> PROBLEM TO WORK ON: Using the records that follow, copy every line containing the word "React".

> DATASET EXTRACT:
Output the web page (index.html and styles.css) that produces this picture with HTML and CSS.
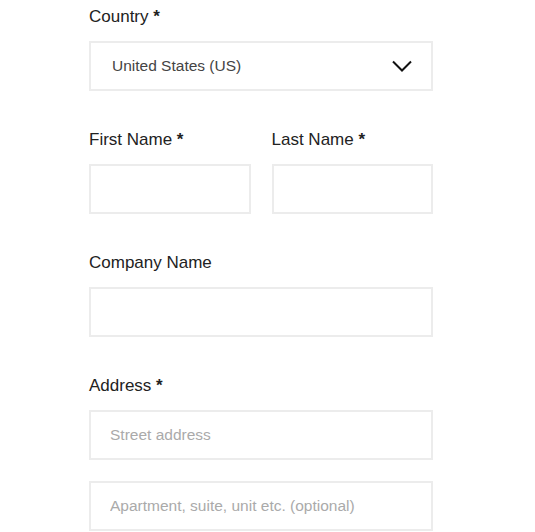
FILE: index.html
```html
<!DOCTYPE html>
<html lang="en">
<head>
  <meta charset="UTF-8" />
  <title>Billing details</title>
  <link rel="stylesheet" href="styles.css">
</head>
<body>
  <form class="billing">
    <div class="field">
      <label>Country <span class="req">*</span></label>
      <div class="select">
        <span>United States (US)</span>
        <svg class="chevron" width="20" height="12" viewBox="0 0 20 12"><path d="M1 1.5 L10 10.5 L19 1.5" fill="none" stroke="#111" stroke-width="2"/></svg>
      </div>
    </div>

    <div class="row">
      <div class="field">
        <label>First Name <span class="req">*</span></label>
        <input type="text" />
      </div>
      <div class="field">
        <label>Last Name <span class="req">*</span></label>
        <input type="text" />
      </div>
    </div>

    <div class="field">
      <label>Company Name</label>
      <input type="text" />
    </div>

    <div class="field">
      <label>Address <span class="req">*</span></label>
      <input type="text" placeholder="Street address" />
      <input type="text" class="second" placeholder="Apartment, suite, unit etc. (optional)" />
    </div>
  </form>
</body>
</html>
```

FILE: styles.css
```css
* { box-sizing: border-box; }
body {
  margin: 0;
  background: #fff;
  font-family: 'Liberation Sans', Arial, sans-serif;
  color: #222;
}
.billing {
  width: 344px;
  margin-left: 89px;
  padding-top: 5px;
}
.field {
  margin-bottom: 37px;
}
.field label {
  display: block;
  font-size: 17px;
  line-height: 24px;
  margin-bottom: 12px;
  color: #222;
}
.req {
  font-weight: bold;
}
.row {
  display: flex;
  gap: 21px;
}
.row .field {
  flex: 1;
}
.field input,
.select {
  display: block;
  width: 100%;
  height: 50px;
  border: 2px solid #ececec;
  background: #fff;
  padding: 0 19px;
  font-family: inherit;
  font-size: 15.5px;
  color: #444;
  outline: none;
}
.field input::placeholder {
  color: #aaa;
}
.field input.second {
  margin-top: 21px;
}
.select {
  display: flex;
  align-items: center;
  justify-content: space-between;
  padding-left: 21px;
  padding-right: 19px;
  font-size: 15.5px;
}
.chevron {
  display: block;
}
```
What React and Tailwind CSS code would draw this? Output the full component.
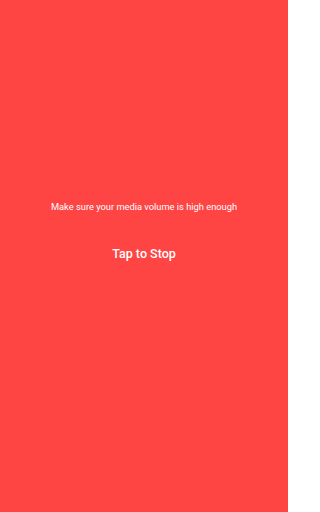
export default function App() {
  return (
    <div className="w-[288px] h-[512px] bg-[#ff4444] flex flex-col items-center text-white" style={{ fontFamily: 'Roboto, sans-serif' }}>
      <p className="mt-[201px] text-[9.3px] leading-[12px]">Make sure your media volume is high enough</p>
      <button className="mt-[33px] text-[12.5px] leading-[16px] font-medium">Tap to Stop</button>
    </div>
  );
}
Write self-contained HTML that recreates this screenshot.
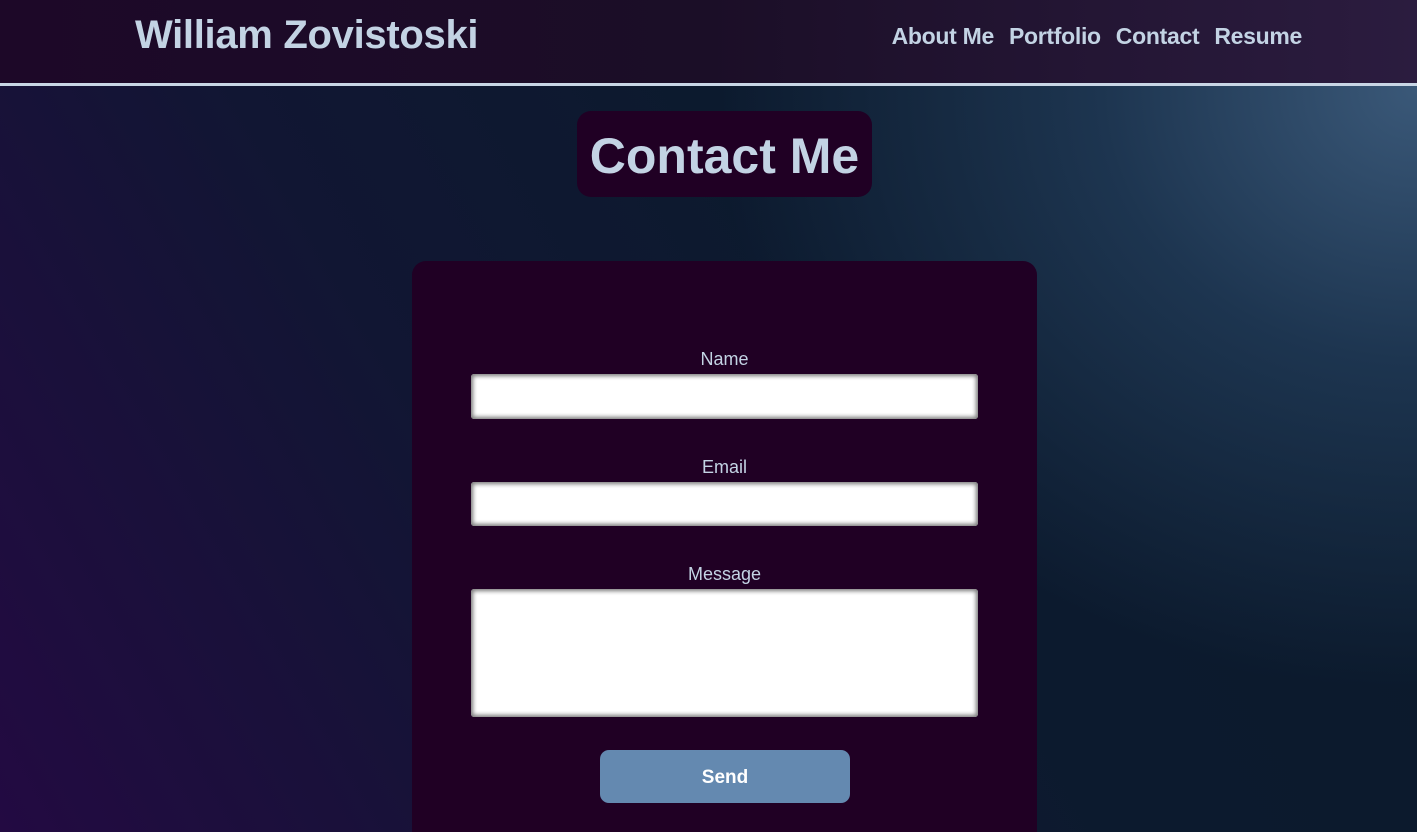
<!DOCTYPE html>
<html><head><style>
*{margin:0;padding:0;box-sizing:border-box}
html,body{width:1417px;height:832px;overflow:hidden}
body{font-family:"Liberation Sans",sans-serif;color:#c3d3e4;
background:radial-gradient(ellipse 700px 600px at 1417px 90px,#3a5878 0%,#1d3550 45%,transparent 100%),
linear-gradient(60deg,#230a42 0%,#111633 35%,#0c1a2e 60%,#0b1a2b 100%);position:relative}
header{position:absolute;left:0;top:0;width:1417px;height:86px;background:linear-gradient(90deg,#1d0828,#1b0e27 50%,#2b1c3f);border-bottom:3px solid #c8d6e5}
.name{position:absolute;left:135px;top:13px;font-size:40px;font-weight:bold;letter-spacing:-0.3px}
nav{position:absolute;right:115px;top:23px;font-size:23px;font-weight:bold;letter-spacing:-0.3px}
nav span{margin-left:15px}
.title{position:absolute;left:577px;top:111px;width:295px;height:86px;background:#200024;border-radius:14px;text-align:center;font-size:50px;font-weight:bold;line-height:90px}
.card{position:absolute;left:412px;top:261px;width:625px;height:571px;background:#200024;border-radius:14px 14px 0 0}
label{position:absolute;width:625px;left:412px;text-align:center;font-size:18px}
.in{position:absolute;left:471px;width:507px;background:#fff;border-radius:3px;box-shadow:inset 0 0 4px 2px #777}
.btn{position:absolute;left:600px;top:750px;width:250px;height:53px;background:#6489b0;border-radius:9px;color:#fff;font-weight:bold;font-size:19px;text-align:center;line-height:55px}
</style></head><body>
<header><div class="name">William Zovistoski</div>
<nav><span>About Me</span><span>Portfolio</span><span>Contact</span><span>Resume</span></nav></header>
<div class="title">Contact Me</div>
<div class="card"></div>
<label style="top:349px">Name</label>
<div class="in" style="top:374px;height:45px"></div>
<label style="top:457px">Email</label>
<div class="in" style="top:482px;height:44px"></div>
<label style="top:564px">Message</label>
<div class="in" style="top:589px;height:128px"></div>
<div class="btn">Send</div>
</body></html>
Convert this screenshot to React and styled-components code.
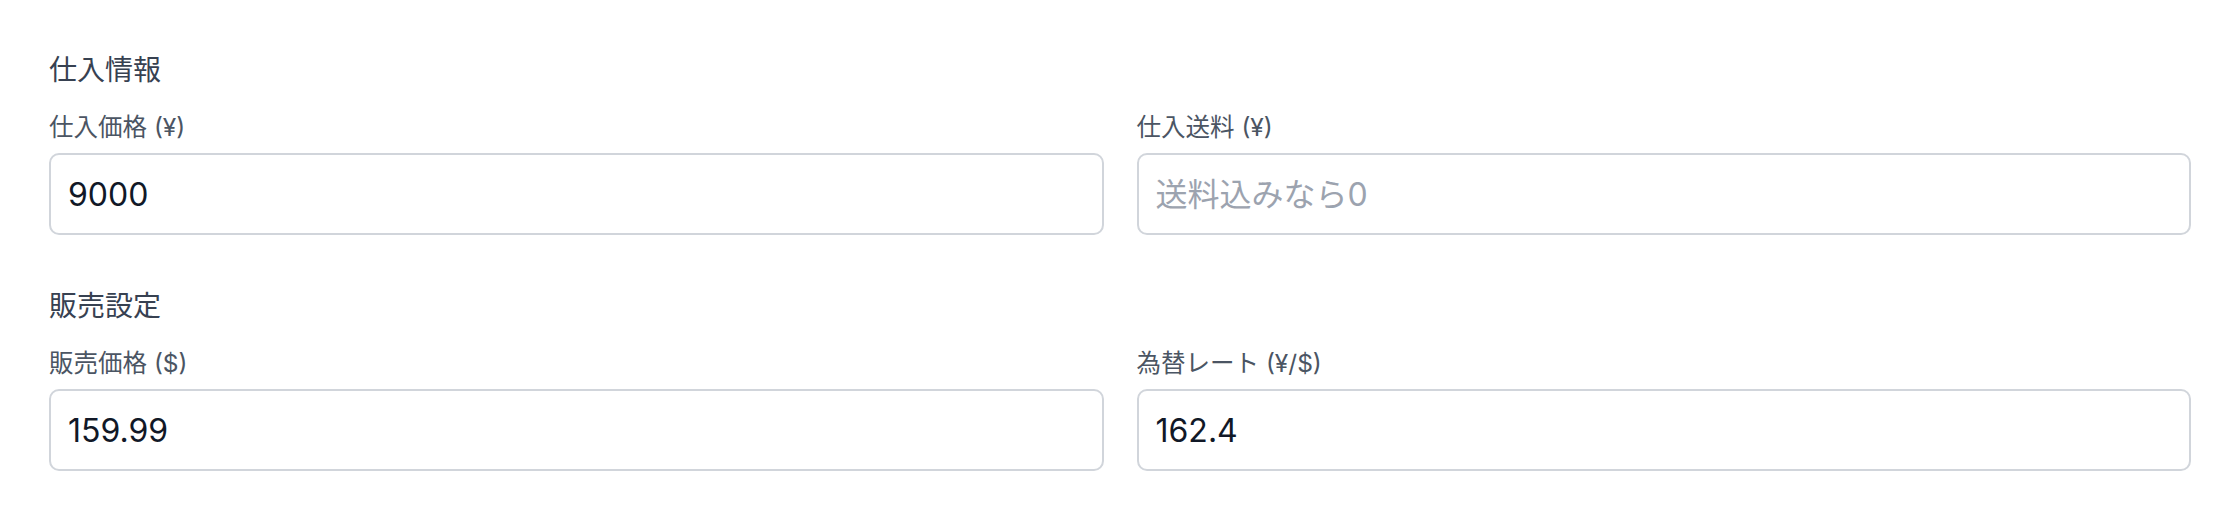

> WRITTEN REPLY:
What React and Tailwind CSS code would draw this? Output the full component.
Convert this screenshot to React and styled-components code.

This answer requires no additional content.